Current Institutional Affiliation
Doctoral Candidate, Brown University

Award Information

International Dissertation Research Fellowship 2013
Institutional Affiliation (at time of award):
Sociology, Brown University
Decolonizing the State: The Micro-Politics of Transforming Bolivia’s Racialized State Bureaucracy

Bolivia is currently undergoing an epochal transformation in race relations. Since Evo Morales was voted in as Bolivia's first indigenous president in 2006, indigenous men and women have entered the national civil service en masse, occupying authority positions which were largely reserved to the white and mestizo population since the colonial era. This change is the most visible outcome of the Morales administration's initiative to "decolonize" the state bureaucracy in a country where nearly 50 percent of the population is categorized as indigenous. Yet, "decolonization" envisions fundamental changes to the institutional logic of the state and bureaucratic practice that challenge the power and authority of an old generation of bureaucrats.

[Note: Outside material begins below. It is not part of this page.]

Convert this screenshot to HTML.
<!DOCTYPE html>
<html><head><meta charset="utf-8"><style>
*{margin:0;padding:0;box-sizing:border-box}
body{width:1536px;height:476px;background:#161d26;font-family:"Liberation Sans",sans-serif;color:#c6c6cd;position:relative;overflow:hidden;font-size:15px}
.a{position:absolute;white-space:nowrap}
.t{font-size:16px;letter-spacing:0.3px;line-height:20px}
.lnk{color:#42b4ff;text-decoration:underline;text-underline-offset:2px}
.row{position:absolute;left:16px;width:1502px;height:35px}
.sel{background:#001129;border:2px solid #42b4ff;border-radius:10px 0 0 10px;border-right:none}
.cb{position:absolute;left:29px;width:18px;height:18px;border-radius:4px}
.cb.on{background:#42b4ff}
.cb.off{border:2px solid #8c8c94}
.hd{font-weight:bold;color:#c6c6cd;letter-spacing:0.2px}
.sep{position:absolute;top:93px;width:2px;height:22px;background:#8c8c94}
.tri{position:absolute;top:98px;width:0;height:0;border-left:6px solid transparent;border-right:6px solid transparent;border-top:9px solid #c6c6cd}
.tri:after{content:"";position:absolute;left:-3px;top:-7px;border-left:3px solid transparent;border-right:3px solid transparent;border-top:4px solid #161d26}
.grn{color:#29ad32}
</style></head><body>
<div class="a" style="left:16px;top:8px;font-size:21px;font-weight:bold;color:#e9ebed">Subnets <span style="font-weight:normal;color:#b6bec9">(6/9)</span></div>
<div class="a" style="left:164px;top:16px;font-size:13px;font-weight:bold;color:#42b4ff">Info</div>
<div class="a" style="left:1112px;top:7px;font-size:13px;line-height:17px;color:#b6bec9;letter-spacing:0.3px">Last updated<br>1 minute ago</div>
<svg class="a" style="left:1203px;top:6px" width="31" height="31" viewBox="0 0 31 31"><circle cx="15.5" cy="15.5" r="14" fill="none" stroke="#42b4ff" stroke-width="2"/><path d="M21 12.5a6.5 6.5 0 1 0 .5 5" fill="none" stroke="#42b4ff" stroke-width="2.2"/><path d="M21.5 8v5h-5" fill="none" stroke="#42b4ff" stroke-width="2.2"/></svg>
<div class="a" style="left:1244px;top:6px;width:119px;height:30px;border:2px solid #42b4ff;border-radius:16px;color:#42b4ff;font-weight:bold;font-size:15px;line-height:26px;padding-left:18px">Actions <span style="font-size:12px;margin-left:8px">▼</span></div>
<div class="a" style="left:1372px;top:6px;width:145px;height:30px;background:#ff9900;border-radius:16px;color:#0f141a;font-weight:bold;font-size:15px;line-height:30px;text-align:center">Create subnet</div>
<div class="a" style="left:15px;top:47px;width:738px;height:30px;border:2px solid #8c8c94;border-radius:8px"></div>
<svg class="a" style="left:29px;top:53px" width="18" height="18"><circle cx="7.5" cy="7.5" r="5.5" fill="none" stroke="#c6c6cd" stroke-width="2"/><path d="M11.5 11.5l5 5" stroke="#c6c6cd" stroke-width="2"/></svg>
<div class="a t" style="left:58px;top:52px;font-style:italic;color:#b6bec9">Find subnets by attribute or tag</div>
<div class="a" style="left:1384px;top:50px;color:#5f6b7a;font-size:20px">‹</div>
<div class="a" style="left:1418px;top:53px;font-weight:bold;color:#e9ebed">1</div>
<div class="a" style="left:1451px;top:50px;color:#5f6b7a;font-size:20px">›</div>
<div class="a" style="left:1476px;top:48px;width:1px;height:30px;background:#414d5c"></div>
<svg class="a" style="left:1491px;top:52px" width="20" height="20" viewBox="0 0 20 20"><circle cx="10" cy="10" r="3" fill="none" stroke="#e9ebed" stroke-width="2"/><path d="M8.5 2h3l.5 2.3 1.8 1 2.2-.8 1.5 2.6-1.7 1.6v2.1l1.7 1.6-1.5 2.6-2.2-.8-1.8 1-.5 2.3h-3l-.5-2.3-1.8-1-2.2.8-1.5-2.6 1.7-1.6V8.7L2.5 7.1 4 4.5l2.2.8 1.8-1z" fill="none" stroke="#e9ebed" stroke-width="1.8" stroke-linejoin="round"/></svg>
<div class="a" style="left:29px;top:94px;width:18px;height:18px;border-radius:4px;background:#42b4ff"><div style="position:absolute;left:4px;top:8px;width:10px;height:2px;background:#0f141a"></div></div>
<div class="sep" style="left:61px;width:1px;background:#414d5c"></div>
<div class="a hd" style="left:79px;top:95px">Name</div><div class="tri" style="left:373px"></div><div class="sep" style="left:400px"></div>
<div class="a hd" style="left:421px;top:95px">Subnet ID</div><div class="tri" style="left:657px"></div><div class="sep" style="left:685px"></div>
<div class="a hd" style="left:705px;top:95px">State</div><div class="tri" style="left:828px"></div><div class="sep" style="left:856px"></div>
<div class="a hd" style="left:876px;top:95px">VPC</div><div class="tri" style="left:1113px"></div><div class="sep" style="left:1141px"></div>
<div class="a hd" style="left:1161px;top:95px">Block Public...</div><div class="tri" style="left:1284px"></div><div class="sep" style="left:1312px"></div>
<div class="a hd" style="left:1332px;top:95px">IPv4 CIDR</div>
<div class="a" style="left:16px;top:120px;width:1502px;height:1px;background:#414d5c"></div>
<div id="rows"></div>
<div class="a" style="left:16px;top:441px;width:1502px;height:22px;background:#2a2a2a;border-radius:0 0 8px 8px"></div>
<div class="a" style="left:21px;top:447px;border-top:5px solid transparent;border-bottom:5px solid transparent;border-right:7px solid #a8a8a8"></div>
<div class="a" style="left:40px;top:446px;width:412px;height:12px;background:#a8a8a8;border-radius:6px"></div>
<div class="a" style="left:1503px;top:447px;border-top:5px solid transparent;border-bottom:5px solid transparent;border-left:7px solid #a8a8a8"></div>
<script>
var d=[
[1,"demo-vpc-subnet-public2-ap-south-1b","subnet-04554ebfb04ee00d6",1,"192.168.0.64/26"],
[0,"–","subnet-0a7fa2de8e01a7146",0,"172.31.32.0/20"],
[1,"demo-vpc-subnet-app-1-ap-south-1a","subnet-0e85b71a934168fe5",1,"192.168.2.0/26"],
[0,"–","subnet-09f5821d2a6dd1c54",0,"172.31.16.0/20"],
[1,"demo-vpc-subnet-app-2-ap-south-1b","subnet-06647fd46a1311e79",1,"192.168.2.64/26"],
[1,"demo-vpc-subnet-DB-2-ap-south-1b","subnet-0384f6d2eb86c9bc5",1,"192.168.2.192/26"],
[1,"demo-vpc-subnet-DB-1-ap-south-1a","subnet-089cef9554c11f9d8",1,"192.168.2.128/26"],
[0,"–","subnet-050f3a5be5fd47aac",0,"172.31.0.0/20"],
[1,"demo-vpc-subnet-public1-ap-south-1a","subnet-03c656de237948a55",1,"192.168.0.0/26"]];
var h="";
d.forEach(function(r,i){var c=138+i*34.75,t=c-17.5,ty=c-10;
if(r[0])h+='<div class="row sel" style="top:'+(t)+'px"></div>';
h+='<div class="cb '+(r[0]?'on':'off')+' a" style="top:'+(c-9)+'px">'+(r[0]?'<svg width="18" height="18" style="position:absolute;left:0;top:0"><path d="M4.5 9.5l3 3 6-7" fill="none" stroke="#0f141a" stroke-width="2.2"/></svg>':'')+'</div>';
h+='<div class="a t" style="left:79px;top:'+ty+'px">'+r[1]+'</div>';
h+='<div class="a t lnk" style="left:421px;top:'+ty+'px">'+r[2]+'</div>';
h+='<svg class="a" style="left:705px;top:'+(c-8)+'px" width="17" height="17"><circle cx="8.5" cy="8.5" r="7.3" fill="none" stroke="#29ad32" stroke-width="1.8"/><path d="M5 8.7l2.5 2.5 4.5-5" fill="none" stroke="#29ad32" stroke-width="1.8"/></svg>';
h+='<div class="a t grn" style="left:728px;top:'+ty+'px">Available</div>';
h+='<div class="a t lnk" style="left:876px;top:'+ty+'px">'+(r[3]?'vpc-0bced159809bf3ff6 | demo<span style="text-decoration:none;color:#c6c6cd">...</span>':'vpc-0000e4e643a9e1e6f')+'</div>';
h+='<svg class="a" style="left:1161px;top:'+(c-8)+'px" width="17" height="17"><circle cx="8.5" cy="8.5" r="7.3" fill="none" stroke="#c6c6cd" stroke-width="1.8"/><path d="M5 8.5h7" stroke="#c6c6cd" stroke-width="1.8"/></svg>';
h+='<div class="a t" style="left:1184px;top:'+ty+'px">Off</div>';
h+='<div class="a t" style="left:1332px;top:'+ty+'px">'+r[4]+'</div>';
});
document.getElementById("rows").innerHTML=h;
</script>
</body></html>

My research examines the micro-politics of "decolonization" of the national bureaucracy. It seeks to understand how decolonization is experienced, perceived, and participated in by old and new bureaucrats on the ground as they attempt to unravel or protect organizational racial boundaries and the institutional logics that sustain them. Relative to countries where attempts have been made to de-racialize state bureaucracies, the currently unfolding project of "decolonization" in Bolivia appears as a much more profound challenge to racial subordination, offering a unique opportunity to examine the micro-politics of racial and institutional change. Through a combination of participant observation within the confines of the Foreign Affairs Ministry and in-depth and semi-structured interviews with bureaucrats across various state agencies, I examine how, in the context of a macro-political and institutional change, bureaucrats interpret, negotiate, and rearticulate racial boundaries and institutional logics in everyday life, and to what effect.